"I don't know whether they still put it into the too hard basket," Wilkinson said of the lack of action.
"I'm trying to be patient. I'm trying to not have a knot in my stomach. But, honestly, I could sometimes just sit in my garden and howl."
The Australian Government formally apologised in 2013 for its estimated 250,000 forced adoptions, after an inquiry concluded young women were deceived and threatened into giving up their babies.
The previous National Government declined to order an inquiry, saying other issues like domestic violence law reforms would take priority.
Wilkinson gave birth at St Mary's home for unwed mothers in Otahuhu at the age of 20. Other women at the home had been abandoned by partners or ashamed families, or raped.
She made a deal to work in the nursery and in exchange be allowed to keep her child. But the matron told her parents she wasn't the type to cope, and they accepted her authority.
When Wilkinson's daughter Vivienne was 18 she tracked her down after approaching Jigsaw, an organisation that helps reunite separated families.
Both the Herald and Wilkinson have been contacted by other women who lost children through forced adoption, as well as their children.
"We desperately tried to keep him, no one would help," one woman wrote to the Herald. "I have gone on to marry, have two more beautiful sons, a successful career ... others were not so lucky. But nothing can change the desperate feeling of wanting to go back to that day and rewrite the outcome."
Another woman, who asked not to be named, told of losing her daughter after giving birth following a stay at Childhaven, a home in Epsom for unmarried mothers.
"The day after she was born, I had sorted out a job and a home for us both. I then advised staff that I was going to keep her.

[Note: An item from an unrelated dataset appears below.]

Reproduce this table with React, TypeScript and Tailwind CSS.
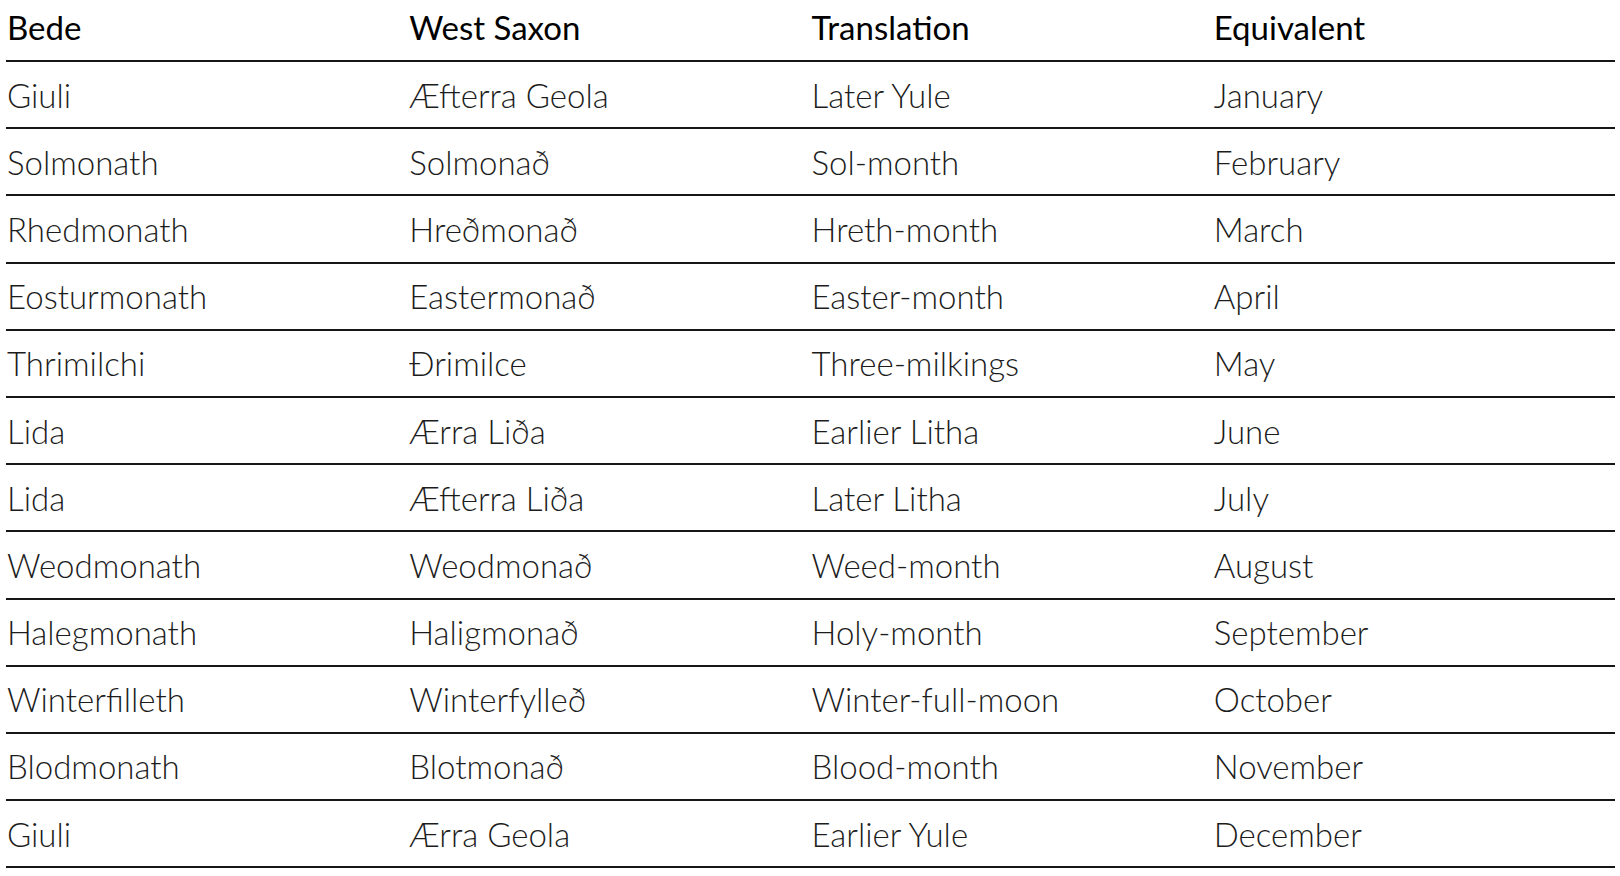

Within the hour, social workers swooped, threatening to call in a psychiatrist to prove I would be an unfit mother," the woman wrote.
"Shortly after, I was discharged from National Women's [Hospital], taken to Childhaven to pack and put on a plane back to Wellington, sitting on a rubber ring wrapped in a pillow case because I'd had many stitches. The whole process took less than half a day."
Churches that ran homes for unmarried mothers have said they are ready to aid any inquiry that is called.
The forced adoption of babies in Ireland was documented recently by the Oscar-nominated film Philomena, based on a book by journalist Martin Sixsmith.